Got it, okay. And so, like if your occupancy entered the year at 96.3% for the apartment portfolio, the $32 million increase, what occupancy would reflect on average?
So, again, it's by market that we look at. So I would say, it's probably a little bit less than that because we are on that historic look-back and the vacancy has been higher. That's why I am saying we need to make sure that we're going to revisit those assumptions going forward and making sure that it reflects current market conditions.
Understood, okay. And then just to confirm the $32 million increase, that's based off of expected NOI changes within 12 months or is it a 10-year DCF and so on kind of bringing that?
No. It's really our 2018 expectation with the cap rates and with maintenance capital built in for kind of the 1-year structural maintenance requirements.
Okay, that makes sense, good. And then just maybe one question for Rob. I think in your prepared remarks, you mentioned you expect Ontario to outperform in 2018. I was just wondering whether that meant outperforming the 2017 results or if it meant outperforming kind of the broader portfolio in 2018?

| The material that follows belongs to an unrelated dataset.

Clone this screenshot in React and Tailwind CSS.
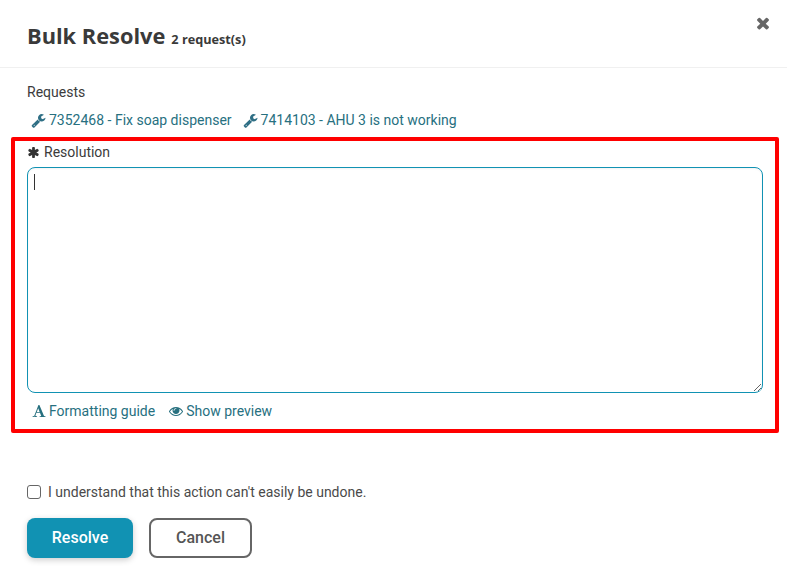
import React from 'react';

const Icon = ({ d, className }) => (
  <svg viewBox="0 0 1792 1792" fill="currentColor" className={className}>
    <path d={d} />
  </svg>
);

const wrench = 'M448 1472q0-26-19-45t-45-19-45 19-19 45 19 45 45 19 45-19 19-45zm644-420l-682 682q-37 37-90 37-52 0-91-37l-106-108q-38-36-38-90 0-53 38-91l681-681q39 98 114.5 173.5t173.5 114.5zm634-435q0 39-23 106-47 134-164.5 217.5t-258.5 83.5q-185 0-316.5-131.5t-131.5-316.5 131.5-316.5 316.5-131.5q58 0 121.5 16.5t107.5 46.5q16 11 16 28t-16 28l-293 169v224l193 107q5-3 79-48.5t135.5-81 70.5-35.5q15 0 23.5 10t8.5 25z';
const asterisk = 'M1546 1050q46 26 59.5 77.5t-12.5 97.5l-64 110q-26 46-77.5 59.5t-97.5-12.5l-266-153v307q0 52-38 90t-90 38h-128q-52 0-90-38t-38-90v-307l-266 153q-46 26-97.5 12.5t-77.5-59.5l-64-110q-26-46-12.5-97.5t59.5-77.5l266-154-266-154q-46-26-59.5-77.5t12.5-97.5l64-110q26-46 77.5-59.5t97.5 12.5l266 153v-307q0-52 38-90t90-38h128q52 0 90 38t38 90v307l266-153q46-26 97.5-12.5t77.5 59.5l64 110q26 46 12.5 97.5t-59.5 77.5l-266 154z';
const font = 'M789 559l-170 450q33 0 136.5 2t160.5 2q19 0 57-2-87-253-184-452zm-725 1105l2-79q23-7 56-12.5t57-10.5 49.5-14.5 44.5-29 31-50.5l237-616 280-724h128q8 14 11 21l205 480q33 78 106 257.5t114 274.5q15 34 58 144.5t72 168.5q20 45 35 57 19 15 88 29.5t84 20.5q6 38 6 57 0 5-.5 13.5t-.5 12.5q-63 0-190-8t-191-8q-76 0-215 7t-178 8q0-43 4-78l131-28q1 0 12.5-2.5t15.5-3.5 14.5-4.5 15-6.5 11-8 9-11 2.5-14q0-16-31-96.5t-72-177.5-42-100l-450-2q-26 58-76.5 195.5t-50.5 162.5q0 22 14 37.5t43.5 24.5 48.5 13.5 57 8.5 41 4q1 19 1 58 0 9-2 27-58 0-174.5-10t-174.5-10q-8 0-26.5 4t-21.5 4q-80 14-188 14z';
const eye = 'M1664 960q-152-236-381-353 61 104 61 225 0 185-131.5 316.5t-316.5 131.5-316.5-131.5-131.5-316.5q0-121 61-225-229 117-381 353 133 205 333.5 326.5t434.5 121.5 434.5-121.5 333.5-326.5zm-720-384q0-20-14-34t-34-14q-125 0-214.5 89.5t-89.5 214.5q0 20 14 34t34 14 34-14 14-34q0-86 61-147t147-61q20 0 34-14t14-34zm848 384q0 34-20 69-140 230-376.5 368.5t-499.5 138.5-499.5-139-376.5-368q-20-35-20-69t20-69q140-229 376.5-368t499.5-139 499.5 139 376.5 368q20 35 20 69z';
const times = 'M1490 1322q0 40-28 68l-136 136q-28 28-68 28t-68-28l-294-294-294 294q-28 28-68 28t-68-28l-136-136q-28-28-28-68t28-68l294-294-294-294q-28-28-28-68t28-68l136-136q28-28 68-28t68 28l294 294 294-294q28-28 68-28t68 28l136 136q28 28 28 68t-28 68l-294 294 294 294q28 28 28 68z';

const requests = ['7352468 - Fix soap dispenser', '7414103 - AHU 3 is not working'];

const App = () => {
  return (
    <div className="w-[787px] h-[573px] bg-white overflow-hidden font-['Roboto',sans-serif] text-[14px] text-[#3b3b3b]">
      <div className="relative h-[68px] border-b border-[#f0f0f0] pl-[27px] pt-[19px]">
        <h1 className="flex items-baseline font-['Open_Sans',sans-serif] font-bold leading-[34px] text-[#3a3a3a]">
          <span className="text-[21.8px]">Bulk Resolve</span>
          <span className="ml-[6px] text-[12.7px]">2 request(s)</span>
        </h1>
        <button className="absolute left-[754px] top-[14px] text-[#666666]">
          <Icon d={times} className="w-[18px] h-[18px]" />
        </button>
      </div>

      <div className="pl-[27px] pt-[15px] leading-[18px]">Requests</div>
      <div className="flex gap-[11px] pl-[31px] pt-[10px] leading-[18px] text-[#27707f]">
        {requests.map((r) => (
          <a key={r} className="flex items-center gap-[3px]">
            <Icon d={wrench} className="w-[15px] h-[15px] text-[#2f6f85]" />
            <span>{r}</span>
          </a>
        ))}
      </div>

      <div className="mt-[8px] ml-[11px] w-[768px] h-[296px] border-4 border-[#ff0000] rounded-[2px] px-[12px] pt-[2px]">
        <label className="flex items-center gap-[4px] leading-[18px]">
          <Icon d={asterisk} className="w-[13px] h-[13px] text-[#333333]" />
          <span>Resolution</span>
        </label>
        <div className="relative mt-[6px]">
          <textarea className="block w-[736px] h-[226px] border border-[#1192b3] rounded-[8px] outline-none px-[6px] py-[3px] resize-y shadow-[inset_0_1px_2px_rgba(0,0,0,0.05)]" />
          <span className="absolute left-[7px] top-[7px] w-[1px] h-[16px] bg-[#333333]" />
        </div>
        <div className="flex gap-[14px] pl-[5px] pt-[9px] leading-[18px] text-[#27707f]">
          <a className="flex items-center gap-[3px]">
            <Icon d={font} className="w-[14px] h-[14px]" />
            <span>Formatting guide</span>
          </a>
          <a className="flex items-center gap-[3px]">
            <Icon d={eye} className="w-[14px] h-[14px]" />
            <span>Show preview</span>
          </a>
        </div>
      </div>

      <label className="flex items-center gap-[7px] pl-[27px] mt-[50px] leading-[18px] text-[#4a4a4a]">
        <span className="w-[14px] h-[14px] border border-[#666666] rounded-[3px] bg-white" />
        <span>I understand that this action can't easily be undone.</span>
      </label>

      <div className="flex gap-[16px] pl-[27px] pt-[17px]">
        <button className="w-[106px] h-[40px] rounded-[8px] bg-[#1192b3] text-white font-medium text-[16px] shadow-[0_2px_6px_rgba(0,0,0,0.2)]">
          Resolve
        </button>
        <button className="w-[103px] h-[40px] rounded-[8px] border-2 border-[#666666] bg-white text-[#555555] font-medium text-[16px]">
          Cancel
        </button>
      </div>
    </div>
  );
};

export default App;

Certainly the 2017 results. And perhaps the overall -- I don't know if it will lead the market, but we have very good assets that should do well in 2018. So, yes, year-over-year, we expect it to be better and I'd like to report back next year that it's best in the country, best for our portfolio.
There are no further questions at this time. I will turn the call back over to the presenters.
Thank you. As we end this call, I would like to acknowledge 2 analysts that have covered Killam over the many years that have recently announced their retirement. Jimmy Shan, formerly of GMP, and Heather Kirk from BMO. We wish them the best of luck in the future and thank both of them for their interest and coverage of Killam over the years. Thank you.
This concludes today's conference call. You may now disconnect.